> **What is asked**
Give again, verbatim, the lines between the line that contains "Reproduce this screenshot" and the line that contains "pt-[2px] text-[14px] leading-5", counting both ends. Pictures are excluded from the copy.

(Front-end source files)
* START *

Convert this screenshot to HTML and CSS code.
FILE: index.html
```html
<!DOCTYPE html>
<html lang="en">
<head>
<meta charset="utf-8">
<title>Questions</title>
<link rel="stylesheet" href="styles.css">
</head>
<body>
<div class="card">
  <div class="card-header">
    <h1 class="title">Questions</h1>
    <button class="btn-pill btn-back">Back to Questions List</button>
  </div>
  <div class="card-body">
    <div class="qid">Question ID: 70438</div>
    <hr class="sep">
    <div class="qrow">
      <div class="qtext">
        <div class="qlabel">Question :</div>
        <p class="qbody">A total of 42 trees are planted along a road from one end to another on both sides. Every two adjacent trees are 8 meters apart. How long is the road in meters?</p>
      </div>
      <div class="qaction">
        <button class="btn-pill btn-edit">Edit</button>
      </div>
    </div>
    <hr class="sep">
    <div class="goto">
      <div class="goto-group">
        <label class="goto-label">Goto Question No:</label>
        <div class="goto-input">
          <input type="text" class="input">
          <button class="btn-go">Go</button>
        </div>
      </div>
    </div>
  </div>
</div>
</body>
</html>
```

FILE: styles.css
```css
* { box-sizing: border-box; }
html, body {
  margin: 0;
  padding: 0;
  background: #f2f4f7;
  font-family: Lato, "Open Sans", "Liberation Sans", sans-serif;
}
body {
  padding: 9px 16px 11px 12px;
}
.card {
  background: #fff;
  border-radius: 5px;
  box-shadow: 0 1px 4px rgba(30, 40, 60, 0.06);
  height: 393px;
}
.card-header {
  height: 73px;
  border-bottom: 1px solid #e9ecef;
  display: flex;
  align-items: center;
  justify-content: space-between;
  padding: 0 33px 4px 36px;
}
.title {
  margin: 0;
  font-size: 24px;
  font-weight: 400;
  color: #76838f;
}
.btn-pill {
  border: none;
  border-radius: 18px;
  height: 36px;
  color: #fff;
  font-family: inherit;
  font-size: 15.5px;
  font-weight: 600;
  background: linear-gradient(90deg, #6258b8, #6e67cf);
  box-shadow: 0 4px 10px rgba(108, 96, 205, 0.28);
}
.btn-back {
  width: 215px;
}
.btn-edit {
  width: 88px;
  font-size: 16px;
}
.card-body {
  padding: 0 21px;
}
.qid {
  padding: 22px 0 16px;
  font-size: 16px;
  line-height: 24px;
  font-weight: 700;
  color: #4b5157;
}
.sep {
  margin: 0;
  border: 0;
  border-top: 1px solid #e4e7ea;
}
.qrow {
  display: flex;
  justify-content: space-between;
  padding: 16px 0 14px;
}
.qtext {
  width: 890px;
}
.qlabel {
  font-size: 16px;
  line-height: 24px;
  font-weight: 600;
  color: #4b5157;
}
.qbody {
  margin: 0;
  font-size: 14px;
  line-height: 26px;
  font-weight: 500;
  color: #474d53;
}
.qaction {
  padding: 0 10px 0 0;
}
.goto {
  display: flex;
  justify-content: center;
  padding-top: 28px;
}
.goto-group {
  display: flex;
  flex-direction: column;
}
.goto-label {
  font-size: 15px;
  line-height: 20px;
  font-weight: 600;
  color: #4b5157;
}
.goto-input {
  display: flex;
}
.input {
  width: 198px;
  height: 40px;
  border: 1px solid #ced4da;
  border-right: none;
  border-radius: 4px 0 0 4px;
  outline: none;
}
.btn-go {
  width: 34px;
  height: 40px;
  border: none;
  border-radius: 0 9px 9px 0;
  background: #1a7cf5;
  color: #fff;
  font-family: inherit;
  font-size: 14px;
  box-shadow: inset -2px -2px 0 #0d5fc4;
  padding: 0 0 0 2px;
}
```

* END *
* START *

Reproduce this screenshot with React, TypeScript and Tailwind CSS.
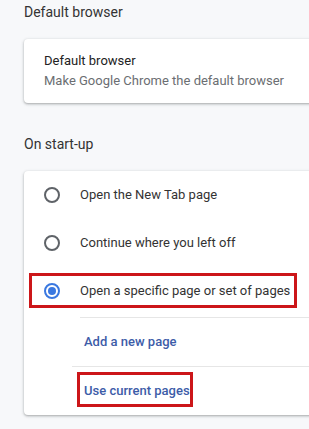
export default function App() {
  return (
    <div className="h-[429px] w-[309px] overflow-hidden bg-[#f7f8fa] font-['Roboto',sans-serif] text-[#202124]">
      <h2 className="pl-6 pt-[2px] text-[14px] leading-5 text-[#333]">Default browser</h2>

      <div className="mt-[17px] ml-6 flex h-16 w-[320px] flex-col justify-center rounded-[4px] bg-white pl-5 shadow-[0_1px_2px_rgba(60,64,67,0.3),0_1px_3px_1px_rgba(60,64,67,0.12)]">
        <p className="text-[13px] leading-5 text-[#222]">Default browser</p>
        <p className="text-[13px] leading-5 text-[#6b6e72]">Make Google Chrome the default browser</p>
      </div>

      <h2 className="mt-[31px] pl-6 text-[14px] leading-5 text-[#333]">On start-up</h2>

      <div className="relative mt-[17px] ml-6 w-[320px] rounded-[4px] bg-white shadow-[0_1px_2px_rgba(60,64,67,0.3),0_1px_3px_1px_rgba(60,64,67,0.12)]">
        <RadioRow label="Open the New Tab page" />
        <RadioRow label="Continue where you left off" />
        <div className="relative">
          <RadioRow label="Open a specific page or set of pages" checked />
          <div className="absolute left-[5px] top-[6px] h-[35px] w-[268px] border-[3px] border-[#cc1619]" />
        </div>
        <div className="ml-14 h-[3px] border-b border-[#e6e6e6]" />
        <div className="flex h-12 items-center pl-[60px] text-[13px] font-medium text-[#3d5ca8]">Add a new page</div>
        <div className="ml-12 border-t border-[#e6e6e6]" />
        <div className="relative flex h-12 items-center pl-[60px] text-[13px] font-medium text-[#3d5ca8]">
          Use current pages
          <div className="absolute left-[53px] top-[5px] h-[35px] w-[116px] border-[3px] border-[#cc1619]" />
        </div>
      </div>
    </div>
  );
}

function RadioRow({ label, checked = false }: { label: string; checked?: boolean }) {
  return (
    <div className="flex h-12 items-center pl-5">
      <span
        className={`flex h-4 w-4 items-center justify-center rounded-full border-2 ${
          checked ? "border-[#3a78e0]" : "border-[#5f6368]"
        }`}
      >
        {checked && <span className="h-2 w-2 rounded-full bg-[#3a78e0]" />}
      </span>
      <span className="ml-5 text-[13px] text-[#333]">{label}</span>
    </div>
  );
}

* END *

> **Correct answer**
Reproduce this screenshot with React, TypeScript and Tailwind CSS.
export default function App() {
  return (
    <div className="h-[429px] w-[309px] overflow-hidden bg-[#f7f8fa] font-['Roboto',sans-serif] text-[#202124]">
      <h2 className="pl-6 pt-[2px] text-[14px] leading-5 text-[#333]">Default browser</h2>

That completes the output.